The Central Bank of Russia recently announced a new cryptocurrency legal framework proposal, planning to implement it gradually starting from 2026 and fully by 2027. Behind this seemingly open initiative, there is a very pragmatic logic: conditional relaxation with strict discipline.
**Individuals and institutions can participate, provided they pass the hurdles**
According to the framework, both individual and institutional investors can access cryptocurrencies through licensed platforms. But here’s a key word—"licensed." Want to get involved? You must first pass a knowledge test, accept trading restrictions, and be prepared for strict penalties. The Russian Central Bank explicitly states in its announcement: investors must understand that once they decide to buy crypto assets, all losses are at their own risk; no one will cover the downside.
**The 300,000 ruble cap**
Specifically, for ordinary citizens, the annual limit for purchasing cryptocurrencies through a single intermediary is set at 300,000 rubles, approximately $3,300. This cap mainly targets non-professional investors, provided they pass a risk awareness test. This is not encouragement; it’s a safeguard—the central bank is very clear: openness does not mean encouragement of speculation.

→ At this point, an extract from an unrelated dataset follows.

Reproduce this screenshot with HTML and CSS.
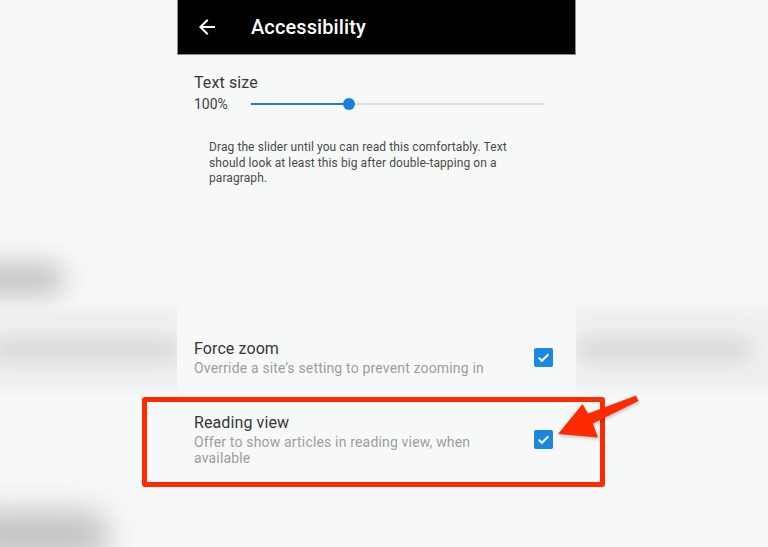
FILE: index.html
```html
<!DOCTYPE html>
<html lang="en">
<head>
<meta charset="utf-8">
<title>Accessibility</title>
<link rel="stylesheet" href="styles.css">
</head>
<body>
  <div class="backdrop" aria-hidden="true">
    <div class="blob blob-top"></div>
    <div class="band band-left"><div class="band-line"></div></div>
    <div class="band band-right"><div class="band-line"></div></div>
    <div class="blob blob-bottom"></div>
  </div>

  <main class="phone">
    <header class="appbar">
      <svg class="appbar-back" width="24" height="24" viewBox="0 0 24 24" aria-label="Back">
        <path d="M20 11H7.83l5.59-5.59L12 4l-8 8 8 8 1.41-1.41L7.83 13H20v-2z" fill="#fff"/>
      </svg>
      <h1 class="appbar-title">Accessibility</h1>
    </header>

    <section class="settings">
      <div class="textsize">
        <div class="textsize-title">Text size</div>
        <div class="textsize-row">
          <span class="textsize-value">100%</span>
          <div class="slider">
            <div class="slider-fill" style="width: 33.3%"><span class="slider-thumb"></span></div>
          </div>
        </div>
        <p class="textsize-preview">Drag the slider until you can read this comfortably. Text should look at least this big after double-tapping on a paragraph.</p>
      </div>

      <div class="pref">
        <div class="pref-text">
          <div class="pref-title">Force zoom</div>
          <div class="pref-summary">Override a site’s setting to prevent zooming in</div>
        </div>
        <span class="checkbox" role="checkbox" aria-checked="true">
          <svg width="19" height="19" viewBox="0 0 19 19"><path d="M4.6 9.6l3.3 3.2 6.5-6.6" fill="none" stroke="#fff" stroke-width="2"/></svg>
        </span>
      </div>

      <div class="pref">
        <div class="pref-text">
          <div class="pref-title">Reading view</div>
          <div class="pref-summary">Offer to show articles in reading view, when available</div>
        </div>
        <span class="checkbox" role="checkbox" aria-checked="true">
          <svg width="19" height="19" viewBox="0 0 19 19"><path d="M4.6 9.6l3.3 3.2 6.5-6.6" fill="none" stroke="#fff" stroke-width="2"/></svg>
        </span>
      </div>
    </section>
  </main>

  <div class="callout-box"></div>
  <svg class="callout-arrow" width="768" height="547" viewBox="0 0 768 547" aria-hidden="true">
    <polygon points="636,395.5 638.5,401 593,423.5 598,437.5 558,434 582.5,404 588,413.5" fill="#ff2a00"/>
  </svg>
</body>
</html>
```

FILE: styles.css
```css
* {
  box-sizing: border-box;
}

html,
body {
  margin: 0;
  padding: 0;
}

body {
  position: relative;
  width: 768px;
  height: 547px;
  overflow: hidden;
  background: #f7f9f8;
  font-family: Roboto, "Noto Sans", "Liberation Sans", sans-serif;
}

/* soft, out-of-focus content behind the phone screen */
.backdrop {
  position: absolute;
  inset: 0;
  z-index: 0;
}

.blob,
.band,
.band-line {
  position: absolute;
}

.blob-top {
  left: -40px;
  top: 264px;
  width: 105px;
  height: 30px;
  background: #bcbebd;
  border-radius: 15px;
  filter: blur(14px);
}

.blob-bottom {
  left: -40px;
  top: 510px;
  width: 150px;
  height: 50px;
  background: #c2c4c3;
  border-radius: 25px;
  filter: blur(15px);
}

.band {
  top: 308px;
  height: 82px;
  background: #eef0ef;
  filter: blur(4px);
}

.band-left {
  left: -10px;
  width: 200px;
}

.band-right {
  left: 570px;
  width: 210px;
}

.band-line {
  top: 31px;
  height: 22px;
  background: #d6d8d7;
  border-radius: 11px;
  filter: blur(9px);
}

.band-left .band-line {
  left: 0;
  width: 190px;
}

.band-right .band-line {
  left: 6px;
  width: 176px;
}

/* phone screen */
.phone {
  position: relative;
  z-index: 1;
  width: 399px;
  height: 547px;
  margin-left: 177px;
  background: #f7f9f8;
}

.appbar {
  display: flex;
  align-items: center;
  height: 55px;
  padding-left: 17px;
  background: #000;
  border: 1px solid #8c8c8c;
  border-top: none;
}

.appbar-back {
  display: block;
  flex: none;
}

.appbar-title {
  margin: 0 0 0 32px;
  color: #fff;
  font-size: 20px;
  font-weight: 500;
  line-height: 24px;
  letter-spacing: 0.1px;
}

.settings {
  padding: 18px 23px 0 17px;
}

.textsize-title {
  color: #383838;
  font-size: 16px;
  line-height: 20px;
  letter-spacing: 0.1px;
}

.textsize-row {
  display: flex;
  align-items: center;
  height: 22px;
}

.textsize-value {
  width: 57px;
  color: #3c3c3c;
  font-size: 14px;
  line-height: 22px;
}

.slider {
  flex: 1;
  height: 2px;
  margin-right: 9px;
  background: #dedfdf;
}

.slider-fill {
  position: relative;
  height: 2px;
  background: #1a7fd6;
}

.slider-thumb {
  position: absolute;
  right: -6px;
  top: -5px;
  width: 12px;
  height: 12px;
  border-radius: 50%;
  background: #1a7fd6;
}

.textsize-preview {
  width: 322px;
  margin: 25px 0 0 15px;
  color: #4a4a4a;
  font-size: 12px;
  line-height: 15.5px;
  letter-spacing: 0.09px;
}

.textsize {
  margin-bottom: 134px;
}

.pref {
  display: flex;
  align-items: center;
  padding: 18px 0 19px;
}

.pref-text {
  flex: 1;
  margin-right: 18px;
}

.pref-title {
  color: #363636;
  font-size: 16px;
  line-height: 20px;
  letter-spacing: 0.1px;
}

.pref-summary {
  margin-top: 1px;
  color: #9d9d9d;
  font-size: 14px;
  line-height: 16px;
  letter-spacing: 0.17px;
}

.checkbox {
  display: block;
  flex: none;
  width: 19px;
  height: 19px;
  border-radius: 2px;
  background: #1c87e3;
}

.checkbox svg {
  display: block;
}

/* red annotation over the screen */
.callout-box {
  position: absolute;
  z-index: 2;
  left: 142px;
  top: 397px;
  width: 463px;
  height: 90px;
  border: 5px solid #ff2a00;
  border-radius: 3px;
}

.callout-arrow {
  position: absolute;
  z-index: 3;
  left: 0;
  top: 0;
  filter: drop-shadow(1px 2px 1.5px rgba(0, 0, 0, 0.2));
}
```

**The status of the ruble must remain unchanged**
This is the strictest line in the framework: cryptocurrencies and stablecoins are only recognized as tradable and holdable assets but are prohibited from being used as a means of payment domestically. In other words, you can buy and sell them, but don’t expect to use them at convenience stores. The ruble’s position in the domestic payment system is exclusive, and this will not change with the legalization of cryptocurrencies.
**Another signal: risks of international sanctions**
The Central Bank also specifically warns about a sensitive point—the fact that cryptocurrencies are not issued or guaranteed by any country, are highly volatile, and face risks of international sanctions. This actually reflects Russia’s current reality but also serves as a reminder for investors to be aware of the risks.
Overall, this framework is neither an embrace of cryptocurrencies nor a full ban, but a cautious opening under strict regulation. This "open but cautious" stance may become a direction for more countries to explore.